原来gpref是一个哈希功能生成器。给定一个字符串列表，产生C或C++格式的哈希表，供调用时查询。所以lexor_keyword.gpref就是这个字符串列表。下图是gpref输入文件截图，可以看到里面定义了verilog关键字、版本、类型的表。

用flex和bison来分析Verilog语法

再来看看lexor.lex和parse.y，前者是词法分析，后者是语法分析。

在词法分析lexor.lex里，解析了Verilog注释（包括注释里的synthesis translate_on/off）、操作符、运算符、各种进制的数字、timescale、UDP、always、initial、敏感列表、Verilog系统函数等，当然还有刚才gpref里定义的关键字。

在语法分析parse.y里，完成了高级的语法解析。类似把单词（关键字）组成段落（always块），段落组成文章（module）。那如何组成文章，这就是开源仿真工具Icarus Verilog的工作原理里面提到的pform。

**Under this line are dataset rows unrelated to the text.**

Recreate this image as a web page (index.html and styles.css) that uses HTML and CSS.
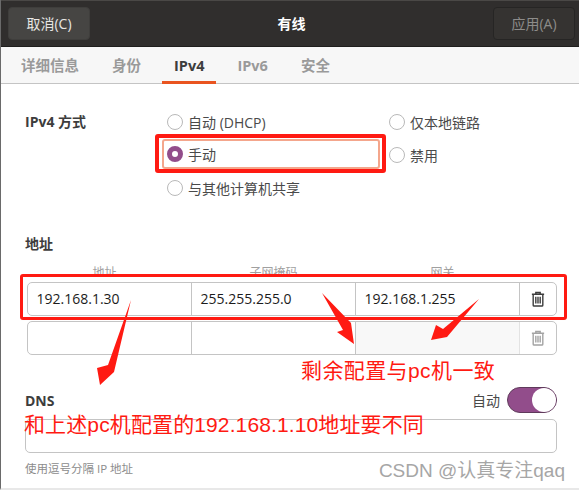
FILE: index.html
```html
<!DOCTYPE html>
<html lang="zh-CN">
<head>
  <meta charset="UTF-8" />
  <title>有线</title>
  <link rel="stylesheet" href="styles.css">
</head>
<body>
  <div class="window">
    <header class="titlebar">
      <button class="btn btn-cancel">取消(C)</button>
      <div class="title">有线</div>
      <button class="btn btn-apply">应用(A)</button>
    </header>

    <nav class="tabs">
      <div class="tab">详细信息</div>
      <div class="tab">身份</div>
      <div class="tab active">IPv4</div>
      <div class="tab">IPv6</div>
      <div class="tab">安全</div>
    </nav>

    <main class="content">
      <section class="method">
        <div class="section-title">IPv4 方式</div>
        <div class="radios">
          <div class="radio"><span class="dot"></span>自动 (DHCP)</div>
          <div class="radio"><span class="dot"></span>仅本地链路</div>
          <div class="radio focused"><span class="dot on"></span>手动</div>
          <div class="radio"><span class="dot"></span>禁用</div>
          <div class="radio"><span class="dot"></span>与其他计算机共享</div>
        </div>
      </section>

      <section class="address">
        <div class="section-title">地址</div>
        <div class="col-labels">
          <span>地址</span><span>子网掩码</span><span>网关</span>
        </div>
        <div class="addr-row">
          <div class="cell">192.168.1.30</div>
          <div class="cell">255.255.255.0</div>
          <div class="cell">192.168.1.255</div>
          <div class="trash">
            <svg width="14" height="16" viewBox="0 0 16 18"><path d="M5.5 3V1.5h5V3M1 3.5h14M2.5 3.5V16q0 1 1 1h9q1 0 1-1V3.5M5.5 6.5V14M8 6.5V14M10.5 6.5V14" fill="none" stroke="#3d3d3d" stroke-width="1.6"/></svg>
          </div>
        </div>
        <div class="addr-row second">
          <div class="cell"></div>
          <div class="cell"></div>
          <div class="cell empty"></div>
          <div class="trash">
            <svg width="14" height="16" viewBox="0 0 16 18"><path d="M5.5 3V1.5h5V3M1 3.5h14M2.5 3.5V16q0 1 1 1h9q1 0 1-1V3.5M5.5 6.5V14M8 6.5V14M10.5 6.5V14" fill="none" stroke="#a3a3a3" stroke-width="1.6"/></svg>
          </div>
        </div>
      </section>

      <section class="dns">
        <div class="dns-head">
          <div class="section-title">DNS</div>
          <div class="auto">自动<span class="switch"><span class="knob"></span></span></div>
        </div>
        <div class="dns-input"></div>
        <div class="hint">使用逗号分隔 IP 地址</div>
      </section>
    </main>

    <!-- 截图上的红色标注 -->
    <div class="mark mark-manual"></div>
    <div class="mark mark-row"></div>
    <svg class="arrows" width="579" height="490" viewBox="0 0 579 490">
      <polygon points="131,300 114,372 100,385 97,368 108,365" fill="#ff1a12"/>
      <polygon points="322,293 351,323 354,344 337,332 343,330" fill="#ff1a12"/>
      <polygon points="479,299 447,337 431,340 436,325 443,329" fill="#ff1a12"/>
    </svg>
    <div class="note note-same">剩余配置与pc机一致</div>
    <div class="note note-diff">和上述pc机配置的192.168.1.10地址要不同</div>
    <div class="watermark">CSDN @认真专注qaq</div>
  </div>
</body>
</html>
```

FILE: styles.css
```css
* { margin: 0; padding: 0; box-sizing: border-box; }

body {
  font-family: "Open Sans", "Noto Sans CJK SC", sans-serif;
  background: #fff;
  color: #3d3d3d;
}

.window {
  position: relative;
  width: 579px;
  height: 490px;
  overflow: hidden;
  display: flex;
  flex-direction: column;
  border-left: 1px solid #6a6a6a;
  border-bottom: 2px solid #e8e8e8;
}

.titlebar {
  height: 47px;
  flex: none;
  display: flex;
  align-items: center;
  justify-content: space-between;
  padding: 0 4px 1px 7px;
  background: #302e2d;
  border-top: 1px solid #4a4846;
  border-bottom: 1px solid #1f1e1d;
}

.btn {
  width: 82px;
  height: 33px;
  border-radius: 4px;
  font-family: inherit;
  font-size: 14px;
}
.btn-cancel { background: #464543; border: 1px solid #3f3e3c; color: #e8e6e3; }
.btn-apply { background: #353331; border: 1px solid #262524; color: #8d8c8a; }

.title {
  color: #fff;
  font-size: 14px;
  font-weight: 700;
}

.tabs {
  height: 37px;
  flex: none;
  display: flex;
  gap: 9px;
  padding-left: 8px;
  background: #f7f7f7;
  border-bottom: 1px solid #c4c4c4;
}

.tab {
  padding: 0 12px;
  line-height: 37px;
  font-size: 14.5px;
  font-weight: 700;
  color: #9a9a9a;
  height: 37px;
}
.tab.active {
  color: #3d3d3d;
  border-bottom: 3px solid #e95420;
}

.content {
  flex: 1;
  padding: 0 22px 0 24px;
}

.section-title {
  font-size: 14px;
  font-weight: 700;
  color: #3d3d3d;
}

.method {
  display: flex;
  padding-top: 25px;
  height: 150px;
}
.method .section-title { width: 142px; line-height: 26px; }

.radios {
  display: grid;
  grid-template-columns: 222px auto;
  grid-auto-rows: 33px;
  align-content: start;
  margin-top: -4px;
  margin-left: -6px;
}

.radio {
  display: flex;
  align-items: center;
  gap: 5px;
  padding-left: 6px;
  font-size: 14px;
  color: #4a4a4a;
}
.radio.focused {
  margin: 1px 3px 2px 1px;
  padding-left: 5px;
  outline: 2px solid #f4a68c;
  outline-offset: -2px;
  border-radius: 3px;
}

.dot {
  width: 16px;
  height: 16px;
  border-radius: 50%;
  border: 1px solid #b9b9b9;
  background: #fff;
}
.dot.on {
  border: 5px solid #924d8b;
  background: #fff;
}

.address .section-title { line-height: 20px; }

.col-labels {
  display: grid;
  grid-template-columns: repeat(3, 169px);
  height: 17px;
  margin: 11px 0 0 -5px;
  font-size: 12px;
  line-height: 16px;
  text-align: center;
  color: #a0a0a0;
}

.addr-row {
  position: relative;
  z-index: 2;
  display: grid;
  grid-template-columns: 164px 164px 164px 35px;
  height: 34px;
  margin-left: 2px;
  border: 1px solid #c4c4c4;
  border-radius: 5px;
  background: #fff;
}
.addr-row.second { margin-top: 5px; }

.cell {
  border-right: 1px solid #c4c4c4;
  padding-left: 8.5px;
  line-height: 31px;
  font-size: 14px;
  color: #1c1c1c;
}
.cell.empty { background: #f8f8f8; border-right-color: #e3e3e3; }

.trash {
  display: flex;
  align-items: center;
  justify-content: center;
}

.dns { padding-top: 32px; }

.dns-head {
  display: flex;
  align-items: center;
  justify-content: space-between;
  height: 26px;
}

.auto {
  display: flex;
  align-items: center;
  gap: 7px;
  font-size: 14px;
  color: #4a4a4a;
}

.switch {
  display: flex;
  justify-content: flex-end;
  width: 50px;
  height: 26px;
  border-radius: 13px;
  border: 1px solid #5f3a5b;
  background: #924d8b;
}
.knob {
  width: 24px;
  height: 24px;
  border-radius: 50%;
  background: #fff;
}

.dns-input {
  height: 34px;
  margin-top: 6px;
  border: 1px solid #c4c4c4;
  border-radius: 5px;
}

.hint {
  margin-top: 8px;
  font-size: 11.5px;
  line-height: 16px;
  color: #8c8c8c;
}

/* 标注 */
.mark {
  position: absolute;
  border: 3px solid #ff1a12;
  border-radius: 3px;
}
.mark-manual { left: 154px; top: 134px; width: 231px; height: 39px; border-width: 4px; }
.mark-row { left: 19px; top: 274px; width: 547px; height: 46px; z-index: 1; background: #fff; }

.arrows { position: absolute; left: -1px; top: 0; z-index: 3; }

.note {
  position: absolute;
  font-family: "Liberation Sans", "Noto Sans CJK SC", sans-serif;
  font-size: 21px;
  line-height: 26px;
  color: #ff1a12;
  white-space: nowrap;
}
.note-same { left: 300px; top: 358px; letter-spacing: 0.4px; }
.note-diff { left: 23px; top: 412px; letter-spacing: 0.12px; }

.watermark {
  position: absolute;
  right: 14px;
  top: 459px;
  font-family: "Liberation Sans", "Noto Sans CJK SC", sans-serif;
  font-size: 19px;
  line-height: 24px;
  color: #a6a6a6;
  white-space: nowrap;
}
```
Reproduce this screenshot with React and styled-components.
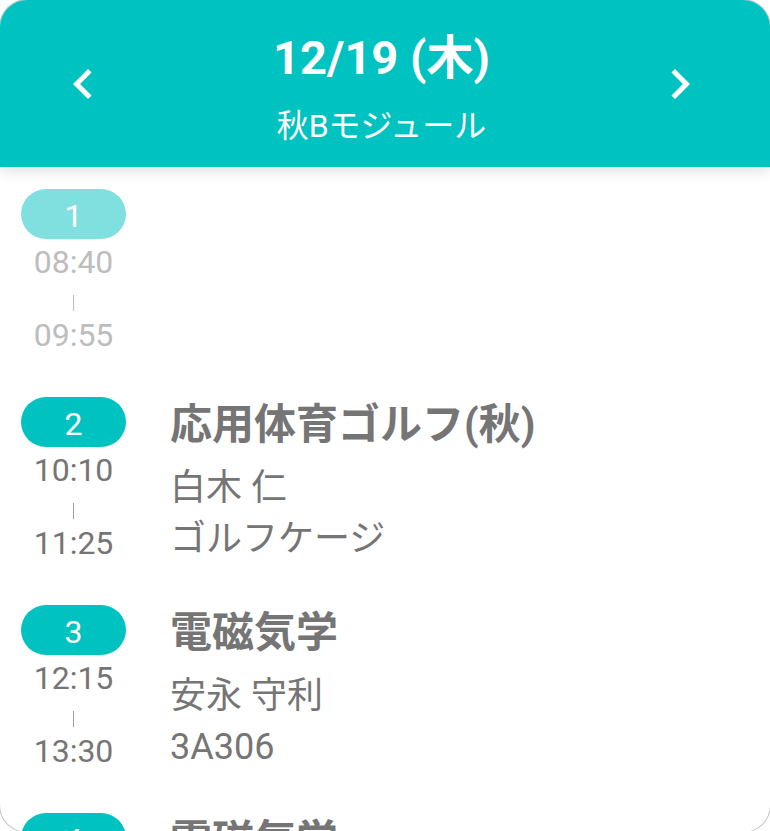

来看看pform的定义：

# include  "netlist.h"
# include  "HName.h"
# include  "named.h"
# include  "Module.h"
# include  "Statement.h"
# include  "AStatement.h"
# include  "PGate.h"
# include  "PExpr.h"
# include  "PTask.h"
# include  "PUdp.h"
# include  "PWire.h"
# include  "verinum.h"
# include  "discipline.h"
# include  <iostream>
# include  <string>
# include  <list>
# include  <memory>
# include  <cstdio>

/*
 * These classes implement the parsed form (P-form for short) of the
 * original Verilog source. the parser generates the pform for the
 * convenience of later processing steps.
 */

class PGate;
class PExpr;
class PPackage;
class PSpecPath;
class PClass;
class PPackage;
struct vlltype;

看注释可以知道pform（parsed form的简称）就是经过解析后的verilog文件。具体的来说，就是用一堆的C++语言的class来封装verilog。这些class包括基本门电路、表达式、任务、函数、UDP、wire、verilog class、generate、package、modport、scope等。这些class在源码里以大写P开头的头文件中定义。

要组成pform，顶层的module的class不能少，定义在Module.h中。

总结

经过gpref、flex、bison处理后，parse.cc的源文件就有了。实际上compile的过程主要就是调用parser的过程。

另外，从源码中我们可以看到，目前Icarus Verilog已经开始支持部分SystemVerilog的语法，特别是在gpref中已经定义了IEEE Std 1800-2005的所有关键字，包括class、interface、coverage。在实现时pform中，已经看到了对SystemVerilog class和interface的建模，但coverage还没有。